**Instructions for the task**
Gather every line that includes the word "index", please.
Begin Data to use
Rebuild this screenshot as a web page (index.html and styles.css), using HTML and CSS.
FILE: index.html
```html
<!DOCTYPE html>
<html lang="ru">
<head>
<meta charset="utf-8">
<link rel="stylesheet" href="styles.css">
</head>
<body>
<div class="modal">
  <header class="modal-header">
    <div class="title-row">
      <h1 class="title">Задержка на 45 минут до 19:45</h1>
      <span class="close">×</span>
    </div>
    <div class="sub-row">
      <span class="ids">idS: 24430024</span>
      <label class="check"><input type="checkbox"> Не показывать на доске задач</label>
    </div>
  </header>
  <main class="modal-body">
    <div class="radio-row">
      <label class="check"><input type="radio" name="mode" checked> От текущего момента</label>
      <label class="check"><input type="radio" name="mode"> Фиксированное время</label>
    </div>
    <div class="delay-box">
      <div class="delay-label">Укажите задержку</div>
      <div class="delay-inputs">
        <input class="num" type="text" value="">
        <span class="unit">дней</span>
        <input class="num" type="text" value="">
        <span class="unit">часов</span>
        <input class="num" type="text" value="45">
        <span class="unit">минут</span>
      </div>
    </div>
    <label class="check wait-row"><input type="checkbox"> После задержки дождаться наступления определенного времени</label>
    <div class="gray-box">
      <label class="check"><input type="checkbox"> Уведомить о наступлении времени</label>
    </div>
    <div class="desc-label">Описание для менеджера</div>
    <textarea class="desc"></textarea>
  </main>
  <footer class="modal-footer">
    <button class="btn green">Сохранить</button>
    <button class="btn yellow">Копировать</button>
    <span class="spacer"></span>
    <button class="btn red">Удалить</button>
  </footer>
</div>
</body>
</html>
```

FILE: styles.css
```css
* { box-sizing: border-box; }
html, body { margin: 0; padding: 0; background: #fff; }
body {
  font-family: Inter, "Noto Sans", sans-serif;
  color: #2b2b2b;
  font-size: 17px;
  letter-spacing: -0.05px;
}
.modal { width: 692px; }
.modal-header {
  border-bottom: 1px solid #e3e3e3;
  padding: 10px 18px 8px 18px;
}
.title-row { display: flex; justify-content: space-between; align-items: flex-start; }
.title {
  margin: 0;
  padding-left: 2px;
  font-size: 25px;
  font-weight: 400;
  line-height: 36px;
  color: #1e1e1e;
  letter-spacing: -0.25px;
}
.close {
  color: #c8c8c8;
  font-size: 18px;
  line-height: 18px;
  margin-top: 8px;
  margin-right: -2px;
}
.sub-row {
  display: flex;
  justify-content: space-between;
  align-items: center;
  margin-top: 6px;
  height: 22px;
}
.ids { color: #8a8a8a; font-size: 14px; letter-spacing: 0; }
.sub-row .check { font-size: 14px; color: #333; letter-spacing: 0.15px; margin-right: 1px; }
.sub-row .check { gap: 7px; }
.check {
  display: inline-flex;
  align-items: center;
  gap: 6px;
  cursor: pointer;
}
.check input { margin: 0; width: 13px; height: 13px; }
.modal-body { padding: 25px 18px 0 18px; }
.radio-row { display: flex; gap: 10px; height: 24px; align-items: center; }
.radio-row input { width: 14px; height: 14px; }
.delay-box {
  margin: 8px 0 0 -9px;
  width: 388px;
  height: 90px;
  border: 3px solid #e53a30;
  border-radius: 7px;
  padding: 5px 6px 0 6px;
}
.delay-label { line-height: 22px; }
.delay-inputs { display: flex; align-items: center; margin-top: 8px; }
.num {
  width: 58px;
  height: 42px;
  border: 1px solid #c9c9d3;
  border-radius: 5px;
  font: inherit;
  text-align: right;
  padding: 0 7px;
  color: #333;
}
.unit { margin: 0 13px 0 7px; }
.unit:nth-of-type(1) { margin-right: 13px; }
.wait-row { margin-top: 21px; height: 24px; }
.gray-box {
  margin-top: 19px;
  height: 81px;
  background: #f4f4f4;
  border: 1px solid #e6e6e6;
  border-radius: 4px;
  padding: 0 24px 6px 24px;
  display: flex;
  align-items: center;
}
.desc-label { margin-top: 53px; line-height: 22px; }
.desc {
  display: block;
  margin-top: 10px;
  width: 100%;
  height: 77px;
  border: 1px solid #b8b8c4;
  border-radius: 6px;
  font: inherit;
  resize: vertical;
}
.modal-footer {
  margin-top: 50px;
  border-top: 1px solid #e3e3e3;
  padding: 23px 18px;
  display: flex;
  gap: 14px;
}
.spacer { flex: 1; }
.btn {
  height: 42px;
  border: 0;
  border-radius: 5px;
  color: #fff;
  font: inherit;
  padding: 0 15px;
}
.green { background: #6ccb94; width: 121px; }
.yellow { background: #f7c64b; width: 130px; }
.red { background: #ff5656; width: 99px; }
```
End Data to use
Begin Data to use
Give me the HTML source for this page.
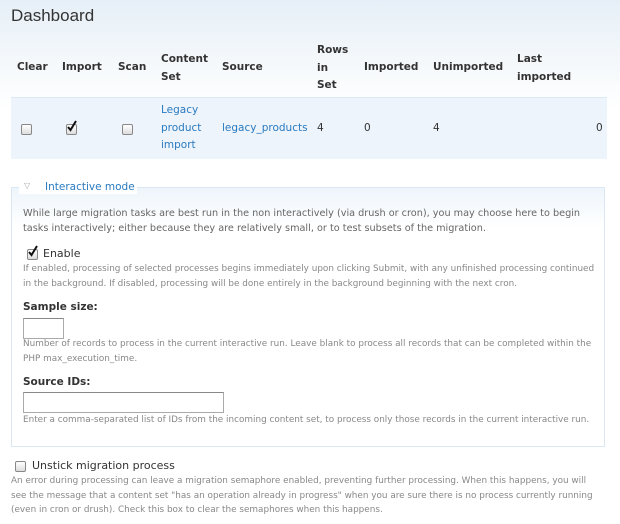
End Data to use
**Result for this exercise**
Rebuild this screenshot as a web page (index.html and styles.css), using HTML and CSS.
FILE: index.html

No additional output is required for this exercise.